I played soccer in high school and college and often had bruises on my legs. My face doesn't bruise easily (more swelling than bruising), so even if I did injure my face, no one stared.
I had a teammate in college who WAS abused by a boyfriend when in college. She often tried to play off her bruises (often finger marks on her arms) as happening during soccer. People were dubious of her story, but were RIGHT.
Its one of those fine line situations. Medical personnel need to err on the side of being too cautious about domestic abuse. I don't think it's right for strangers to stare or make comments about anything about a person's appearance, but people who know you should be asking what happened. In my opinion, too often the people who should be asking questions aren't and abuse goes on without confrontation.
The one bright spot in situations such as the OP's is the people placed in these awkward situations have people around them who are concerned for their safety and won't simply silently accept suspected violence against women.
But we should question further - these concerned loved ones and strangers, or medical personnel cannot be certain that these injuries are indeed NOT DV/IPV related. They did not witness you e.g., fall down the stairs by yourself. Yet law enforcement is not mentioned.
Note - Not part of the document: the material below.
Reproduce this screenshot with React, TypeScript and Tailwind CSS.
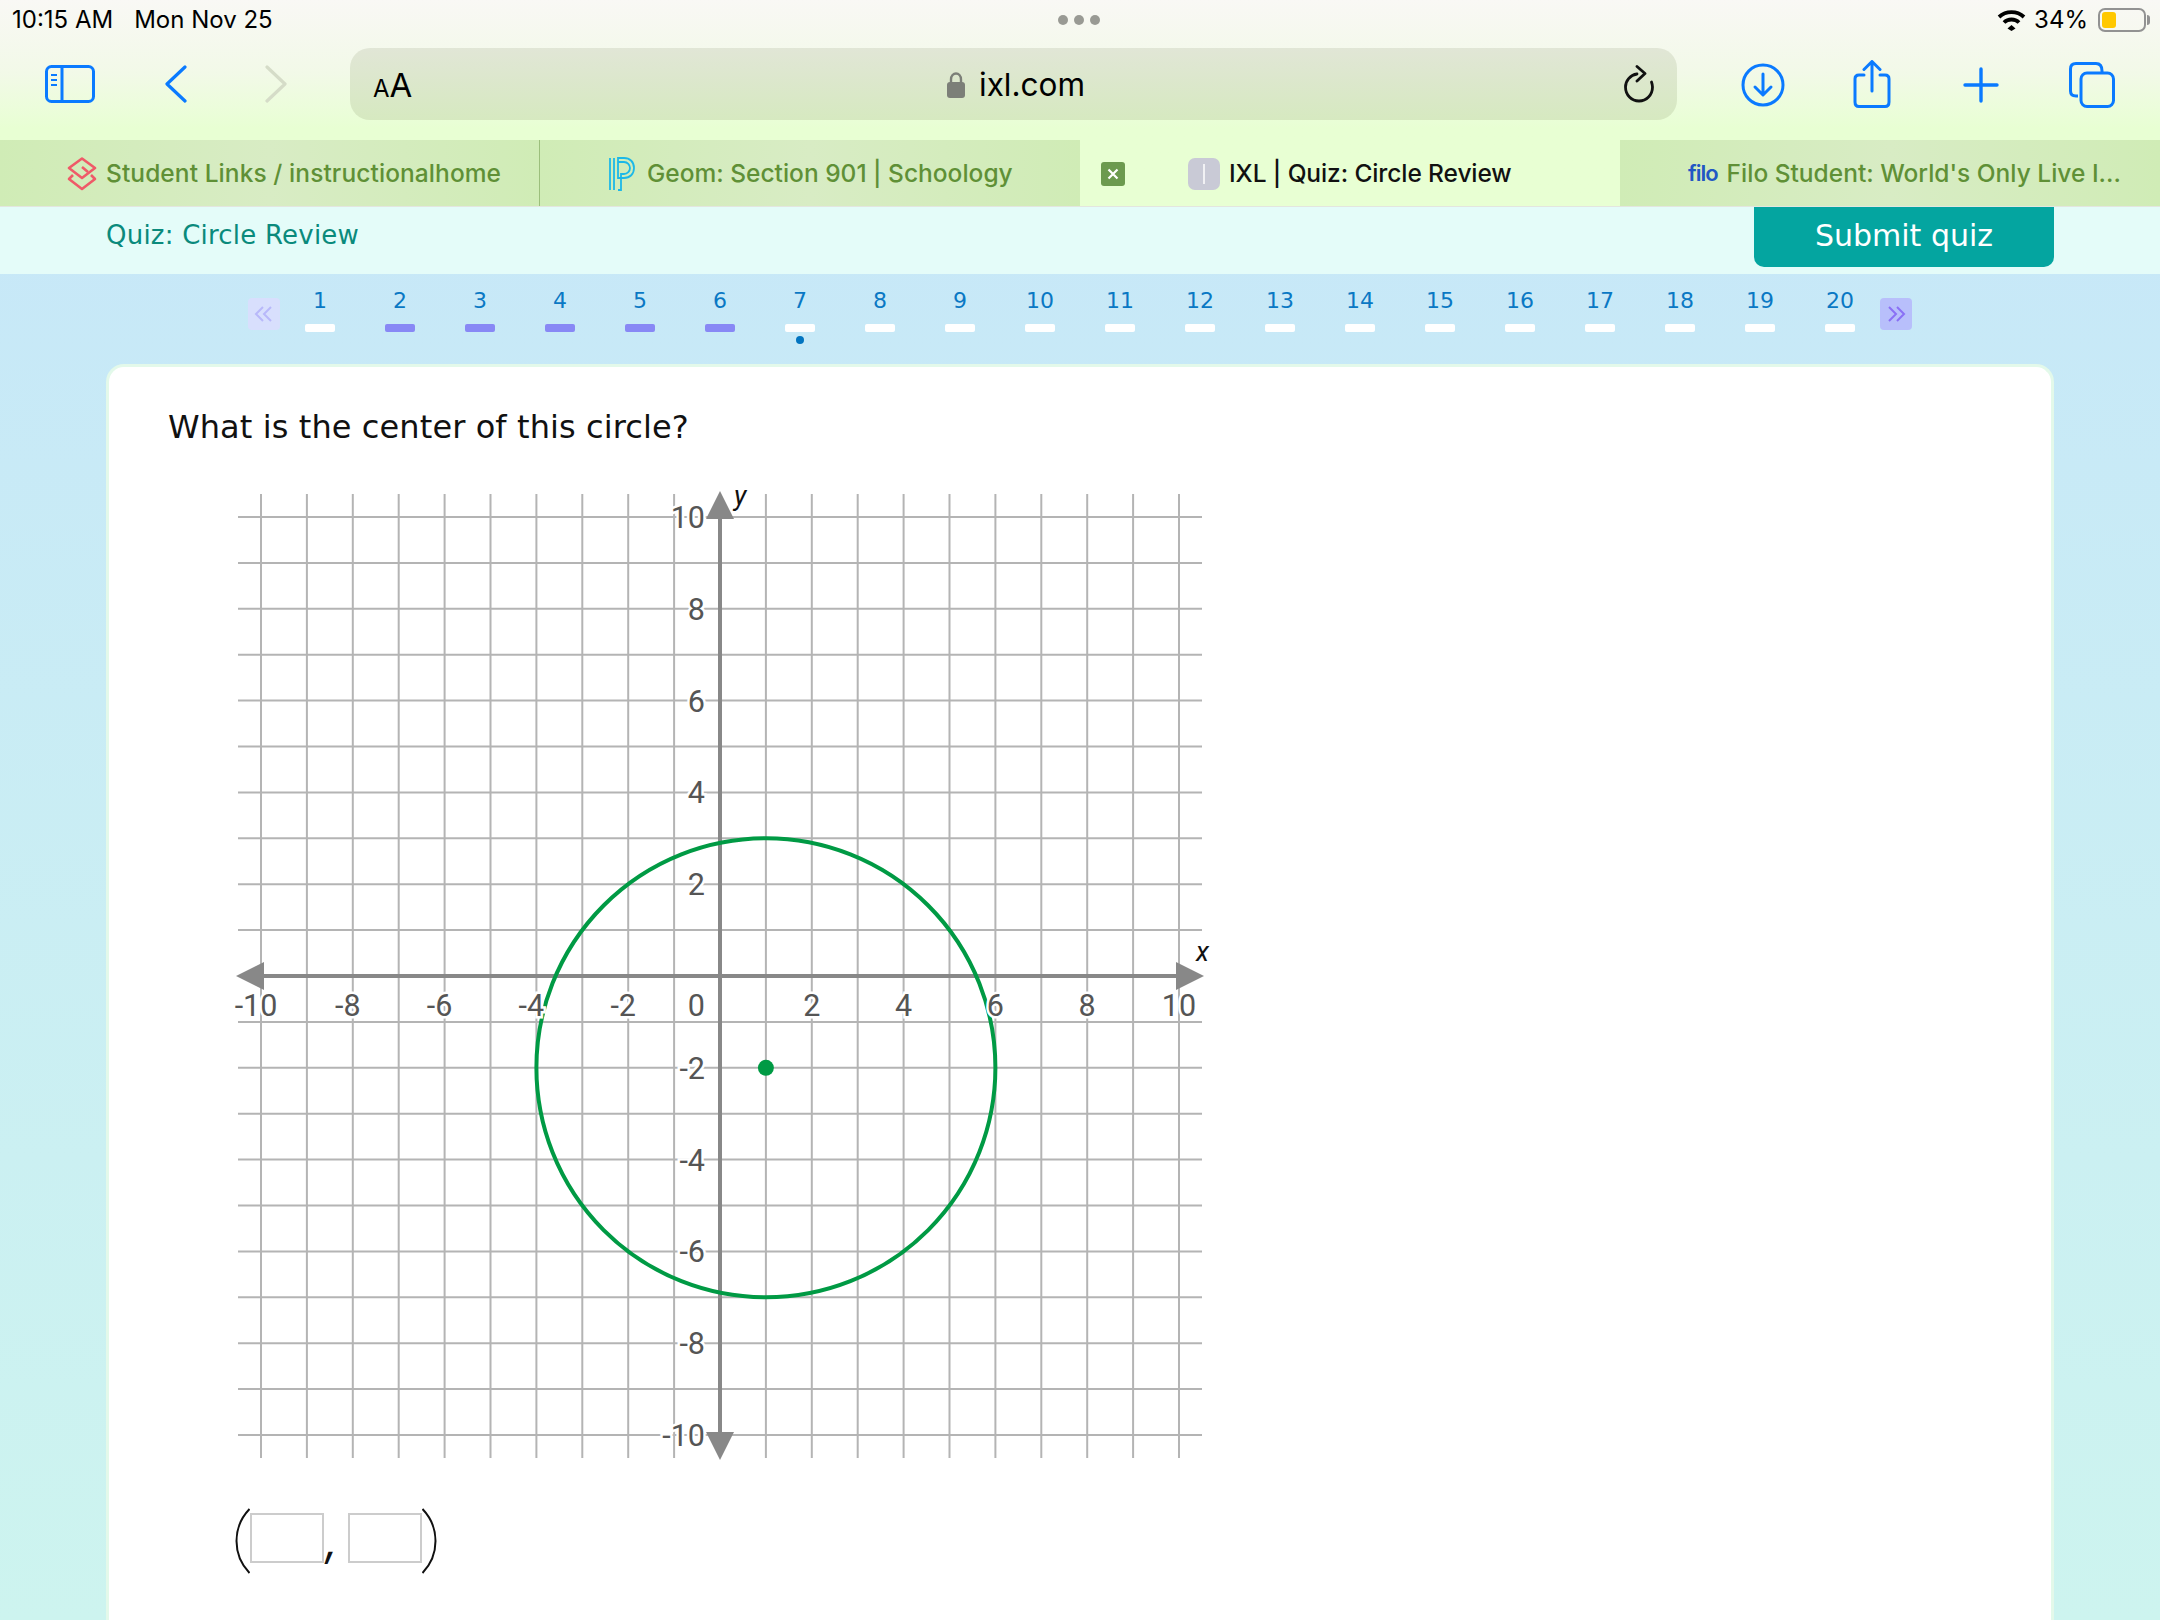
import React from 'react';

const UNIT = 45.9;
const X0 = 720;
const Y0 = 976;
const TICKS = Array.from({ length: 21 }, (_, i) => i - 10);
const LABELS = [-10, -8, -6, -4, -2, 2, 4, 6, 8, 10];
const QUESTIONS = Array.from({ length: 20 }, (_, i) => i + 1);
const ANSWERED = [2, 3, 4, 5, 6];

const labelStyle = { stroke: 'white', strokeWidth: 5, paintOrder: 'stroke' } as React.CSSProperties;

function Graph() {
  return (
    <svg viewBox="230 477 985 993" width={985} height={993} className="block ml-[121px]">
      {TICKS.map((t) => (
        <g key={t}>
          <line x1={X0 + t * UNIT} x2={X0 + t * UNIT} y1={494} y2={1458} stroke="#b4b4b4" strokeWidth={2} />
          <line y1={Y0 - t * UNIT} y2={Y0 - t * UNIT} x1={238} x2={1202} stroke="#b4b4b4" strokeWidth={2} />
        </g>
      ))}
      <line x1={250} x2={1190} y1={Y0} y2={Y0} stroke="#888888" strokeWidth={4} />
      <line x1={X0} x2={X0} y1={505} y2={1446} stroke="#888888" strokeWidth={4} />
      <polygon points="720,491 706,519 734,519" fill="#888888" />
      <polygon points="720,1460 706,1432 734,1432" fill="#888888" />
      <polygon points="236,976 264,962 264,990" fill="#888888" />
      <polygon points="1204,976 1176,962 1176,990" fill="#888888" />
      <circle cx={X0 + UNIT} cy={Y0 + 2 * UNIT} r={UNIT * 5} fill="none" stroke="#009a44" strokeWidth={4} />
      <circle cx={X0 + UNIT} cy={Y0 + 2 * UNIT} r={8} fill="#009a44" />
      <g fontFamily="Roboto, sans-serif" fontSize={30.5} fill="#555555">
        {LABELS.map((n) => (
          <text key={'x' + n} x={X0 + n * UNIT - (n < 0 ? 5 : 0)} y={1016} textAnchor="middle" style={labelStyle}>
            {n}
          </text>
        ))}
        {LABELS.map((n) => (
          <text key={'y' + n} x={705} y={Y0 - n * UNIT + 11} textAnchor="end" style={labelStyle}>
            {n}
          </text>
        ))}
        <text x={705} y={1016} textAnchor="end" style={labelStyle}>0</text>
      </g>
      <g fontFamily="Roboto, sans-serif" fontSize={27} fontStyle="italic" fill="#111111">
        <text x={1196} y={961}>x</text>
        <text x={734} y={505}>y</text>
      </g>
    </svg>
  );
}

function Paren({ flip }: { flip?: boolean }) {
  return (
    <svg width={15} height={66} viewBox="0 0 15 66" className={flip ? 'block -scale-x-100' : 'block'}>
      <path d="M14.5 1 C4 12 1.5 22 1.5 33 C1.5 44 4 54 14.5 65" fill="none" stroke="#111111" strokeWidth={2} />
    </svg>
  );
}

function StatusBar() {
  return (
    <div className="grid grid-cols-3 items-center h-[40px] pl-[12px] pr-[14px] text-[24px] text-black">
      <div className="flex gap-[21px]">
        <span>10:15 AM</span>
        <span>Mon Nov 25</span>
      </div>
      <div className="flex justify-center gap-[6px]">
        <span className="w-[10px] h-[10px] rounded-full bg-[#999a94]" />
        <span className="w-[10px] h-[10px] rounded-full bg-[#999a94]" />
        <span className="w-[10px] h-[10px] rounded-full bg-[#999a94]" />
      </div>
      <div className="flex items-center justify-end">
        <svg width={29} height={22} viewBox="0 0 29 22" className="mr-[8px]">
          <path d="M14.5 16 L18.5 19.5 L14.5 22 L10.5 19.5 Z" fill="black" />
          <path d="M2 8 C9 1.5 20 1.5 27 8" fill="none" stroke="black" strokeWidth={3.8} />
          <path d="M7 13.5 C11 9.5 18 9.5 22 13.5" fill="none" stroke="black" strokeWidth={3.8} />
        </svg>
        <span>34%</span>
        <div className="relative ml-[10px] w-[48px] h-[24px] rounded-[7px] border-2 border-[#929292] p-[2px]">
          <div className="w-[14px] h-full rounded-[3px] bg-[#ffc800]" />
          <div className="absolute right-[-6px] top-[5px] w-[3px] h-[10px] rounded-r-full bg-[#929292]" />
        </div>
      </div>
    </div>
  );
}

function Toolbar() {
  return (
    <div className="flex items-start h-[100px] pt-[8px] pl-[45px]">
      <svg width={50} height={38} viewBox="0 0 50 38" fill="none" stroke="#0a7aff" className="mt-[17px]">
        <rect x="1.5" y="1.5" width="47" height="35" rx="5" strokeWidth={3} />
        <path d="M17 2 V36" strokeWidth={3} />
        <path d="M6 10 H12 M6 15 H12 M6 20 H12" strokeWidth={2.2} />
      </svg>
      <svg width={22} height={38} viewBox="0 0 22 38" fill="none" stroke="#0a7aff" strokeWidth={3.2} strokeLinecap="round" strokeLinejoin="round" className="ml-[70px] mt-[17px]">
        <path d="M20 2 L2 19 L20 36" />
      </svg>
      <svg width={22} height={38} viewBox="0 0 22 38" fill="none" stroke="#d5dcc8" strokeWidth={3.2} strokeLinecap="round" strokeLinejoin="round" className="ml-[78px] mt-[17px]">
        <path d="M2 2 L20 19 L2 36" />
      </svg>
      <div className="relative flex items-center ml-[63px] w-[1327px] h-[72px] rounded-[20px] bg-gradient-to-b from-[#e1e6d6] to-[#d6e9c0] pl-[23px] pr-[22px]">
        <span className="flex items-baseline text-black leading-none mt-[2px]">
          <span className="text-[24px]">A</span>
          <span className="text-[33px]">A</span>
        </span>
        <div className="absolute left-[597px] top-[21px] flex items-center">
          <svg width={18} height={26} viewBox="0 0 18 26" className="mr-[14px]">
            <path d="M4 12 V7.5 C4 -0.5 14 -0.5 14 7.5 V12" fill="none" stroke="#7c7f78" strokeWidth={2.4} />
            <rect x="0" y="10" width="18" height="16" rx="3" fill="#7c7f78" />
          </svg>
          <span className="text-[31.5px] leading-none text-black">ixl.com</span>
        </div>
        <svg width={30} height={38} viewBox="0 0 30 38" fill="none" stroke="#111111" strokeWidth={2.8} strokeLinecap="round" strokeLinejoin="round" className="ml-auto -translate-x-[1px]">
          <path d="M13 9 C6 10 1.5 16 1.5 22 C1.5 30 7.5 36 15 36 C22.5 36 28.5 30 28.5 22 C28.5 20 28 18.5 27.5 17" />
          <path d="M13 1.5 L21 8.5 L13 16" />
        </svg>
      </div>
      <svg width={44} height={44} viewBox="0 0 44 44" fill="none" stroke="#0a7aff" strokeWidth={3} strokeLinecap="round" strokeLinejoin="round" className="ml-[64px] mt-[15px]">
        <circle cx="22" cy="22" r="20" />
        <path d="M22 11 V31 M14 24 L22 32 L30 24" />
      </svg>
      <svg width={38} height={48} viewBox="0 0 38 48" fill="none" stroke="#0a7aff" strokeWidth={3} strokeLinecap="round" strokeLinejoin="round" className="ml-[68px] mt-[12px]">
        <path d="M11 15 H6 C3 15 2 16.5 2 19 V42 C2 45 3.5 46.5 6 46.5 H32 C35 46.5 36 45 36 42 V19 C36 16.5 35 15 32 15 H27" />
        <path d="M19 31 V2 M11 9.5 L19 1.5 L27 9.5" />
      </svg>
      <svg width={36} height={36} viewBox="0 0 36 36" fill="none" stroke="#0a7aff" strokeWidth={3.4} strokeLinecap="round" className="ml-[72px] mt-[19px]">
        <path d="M18 2 V34 M2 18 H34" />
      </svg>
      <svg width={46} height={46} viewBox="0 0 46 46" fill="none" stroke="#0a7aff" strokeWidth={3} className="ml-[70px] mt-[14px]">
        <path d="M9 34 H7 C3.5 34 1.5 32 1.5 29 V7 C1.5 3.5 3.5 1.5 7 1.5 H27 C30.5 1.5 33 3.5 33 9 V11" />
        <rect x="12" y="11" width="32.5" height="33.5" rx="6" />
      </svg>
    </div>
  );
}

function Tab({ children, active, last }: { children: React.ReactNode; active?: boolean; last?: boolean }) {
  return (
    <div className={`flex items-center h-full pt-[1px] text-[24.5px] font-medium whitespace-nowrap ${active ? 'text-[#111111]' : 'text-[#5f9036] bg-gradient-to-r from-[#d0ecb6] via-[#d8ecc4] to-[#d0ecb6]'} ${last ? 'border-r border-[#9cbf7c]' : ''}`}>
      {children}
    </div>
  );
}

function TabBar() {
  return (
    <div className="grid grid-cols-4 h-[67px] border-b border-[#e3e6df] font-['Inter',sans-serif]">
      <Tab last>
        <svg width={30} height={34} viewBox="0 0 30 34" fill="none" stroke="#ef5a68" strokeWidth={2.6} strokeLinejoin="round" className="ml-[67px] mr-[9px]">
          <path d="M15 1.5 L28 11 L15 21 L2 11 Z" />
          <path d="M6 18 L2 22 L15 32 L28 22 L24 18" />
          <path d="M15 10 L21 15" />
        </svg>
        <span className="tracking-[0.08px]">Student Links / instructionalhome</span>
      </Tab>
      <Tab>
        <svg width={26} height={34} viewBox="0 0 26 34" fill="none" stroke="#1db8e8" strokeWidth={1.8} className="ml-[69px] mr-[12px]">
          <path d="M1 1 V33 M5 1 V33" />
          <path d="M9 1 H15 C21 1 25 5 25 11 C25 17 21 21 15 21 H9 Z" />
          <path d="M9 5 H15 C18.5 5 21 8 21 11 C21 14 18.5 17 15 17 H12 V33 H9" />
        </svg>
        Geom: Section 901 | Schoology
      </Tab>
      <Tab active>
        <div className="flex items-center justify-center ml-[21px] w-[24px] h-[24px] rounded-[3px] bg-[#6c9a4f]">
          <svg width={12} height={12} viewBox="0 0 12 12" stroke="white" strokeWidth={2.2}>
            <path d="M1.5 1.5 L10.5 10.5 M10.5 1.5 L1.5 10.5" />
          </svg>
        </div>
        <div className="flex items-center justify-center ml-[63px] mr-[9px] w-[32px] h-[32px] rounded-[7px] bg-[#c9cad6]">
          <span className="w-[2px] h-[20px] bg-[#f1f1f4]" />
        </div>
        <span className="tracking-[-0.1px]">IXL | Quiz: Circle Review</span>
      </Tab>
      <Tab>
        <span className="ml-[68px] mr-[9px] text-[#2257c4] text-[22px] font-semibold tracking-[-1px]">filo</span>
        Filo Student: World's Only Live I...
      </Tab>
    </div>
  );
}

function QuizHeader() {
  return (
    <div className="flex justify-between h-[67px] bg-[#e4fcf9] pl-[106px] pr-[106px] font-['DejaVu_Sans',sans-serif]">
      <span className="mt-[9px] text-[26px] tracking-[0.22px] text-[#0a8a7c]">Quiz: Circle Review</span>
      <button className="w-[300px] h-[60px] pb-[4px] rounded-b-[10px] bg-[#04a5a0] text-[30px] text-white">Submit quiz</button>
    </div>
  );
}

function QuestionNav() {
  return (
    <div className="flex justify-center pt-[24px] h-[90px] font-['DejaVu_Sans',sans-serif]">
      <div className="flex items-center justify-center w-[32px] h-[32px] rounded-[4px] bg-[#d8dffd]">
        <svg width={20} height={16} viewBox="0 0 20 16" fill="none" stroke="#b8b8fa" strokeWidth={2}>
          <path d="M9 1 L2 8 L9 15 M17 1 L10 8 L17 15" />
        </svg>
      </div>
      {QUESTIONS.map((q) => (
        <div key={q} className="flex flex-col items-center w-[80px] -mt-[7px]">
          <span className="h-[33px] text-[22px] leading-[20px] text-[#0a78c4]">{q}</span>
          <span className={`w-[30px] h-[8px] rounded-[2px] ${ANSWERED.includes(q) ? 'bg-[#8888f5]' : 'bg-white'}`} />
          {q === 7 && <span className="mt-[4px] w-[8px] h-[8px] rounded-full bg-[#0274c0]" />}
        </div>
      ))}
      <div className="flex items-center justify-center w-[32px] h-[32px] rounded-[4px] bg-[#b8bffb]">
        <svg width={20} height={16} viewBox="0 0 20 16" fill="none" stroke="#8a70f5" strokeWidth={2}>
          <path d="M3 1 L10 8 L3 15 M11 1 L18 8 L11 15" />
        </svg>
      </div>
    </div>
  );
}

export default function App() {
  return (
    <div className="w-[2160px] h-[1620px] overflow-hidden flex flex-col bg-gradient-to-b from-[#c6e6f9] to-[#cdf4ef] font-['Inter',sans-serif]">
      <div className="bg-gradient-to-b from-[#f9f8f5] via-[#f2f9e8] via-[35%] to-[#e8ffd3] to-[62%]">
        <StatusBar />
        <Toolbar />
        <TabBar />
      </div>
      <QuizHeader />
      <QuestionNav />
      <div className="flex-1 mx-[106px] rounded-t-[18px] border-[3px] border-b-0 border-[#e3f9ea] bg-white">
        <p className="pl-[59px] pt-[38px] h-[110px] text-[32px] tracking-[0.1px] leading-[44px] text-[#111111] font-['DejaVu_Sans',sans-serif]">
          What is the center of this circle?
        </p>
        <Graph />
        <div className="flex items-center ml-[126px] mt-[38px]">
          <Paren />
          <input className="w-[74px] h-[50px] -translate-y-[3px] border-2 border-[#cccccc] bg-white" />
          <span className="w-[24px] pl-[1px] self-end -translate-y-[19px] text-[44px] leading-[30px] italic text-[#111111] font-['Inter',sans-serif]">,</span>
          <input className="w-[74px] h-[50px] -translate-y-[3px] border-2 border-[#cccccc] bg-white" />
          <Paren flip />
        </div>
      </div>
    </div>
  );
}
I am glad that uninvolved male friends or boyfriends in comments are not being unjustly interrogated or apprehended by police. However, this is indicative of how people including professionals can be suspicious in actual cases of DV/IPV, yet not take action to assist or protect the victims.
I believe it relevant to add: I am a nurse in long term care. A male nurse, with 85% female resident/clients, expected to work largely independently, particularly because I work nights when we are understaffed. Probably less than 20% of them are cognizant or coherent enough to communicate effectively. Such a situation is ripe for abuse, and also misunderstanding. I am aware of the extent of reports of abuse within care homes.
If there is a new scratch, bruise, opening in skin, bandage, dressing, skin irritation, redness, or other change in physical or mental state of our client/residents, it better be reported and explained to a supervisor and the next shift, preferably in writing, because it is relevant to our care, but also to cover our asses. Only regular personal experience with some of these people are sufficient explanation that someone indeed has "fragile skin," and may bruise with hand pressure while being moved between bed and transport chair, or that certain people might consider routine care (witnessed) as a physical or sexual assault against them.
The most poignant part of this to me is the OP's realization of her prejudice against victims of domestic violence. This is something I've been realizing and struggling with myself in the past year or so. I started to realize that in many ways I'd been in (mostly emotionally) abusive relationships, but always sort of played it off as "not really abuse" for one reason or another (mainly because "I did the same thing," which I now realize only meant they were mutually abusive). I know now I did this because it would have been shameful for me to admit-- even to myself-- I was abused (and somehow less to admit I was abusive). I think a lot of the prejudice comes from our oversimplification of what an abusive relationship is, and who abusers and victims are-- sort of the "Lifetime movie" mold. The female is almost always shown as an innocent victim to an evil man's unprovoked violence, and therefore her inability to recognize it and leave the relationship makes her seem weak. And even if that is the case, everyone has weakness, especially in the face of both love and fear.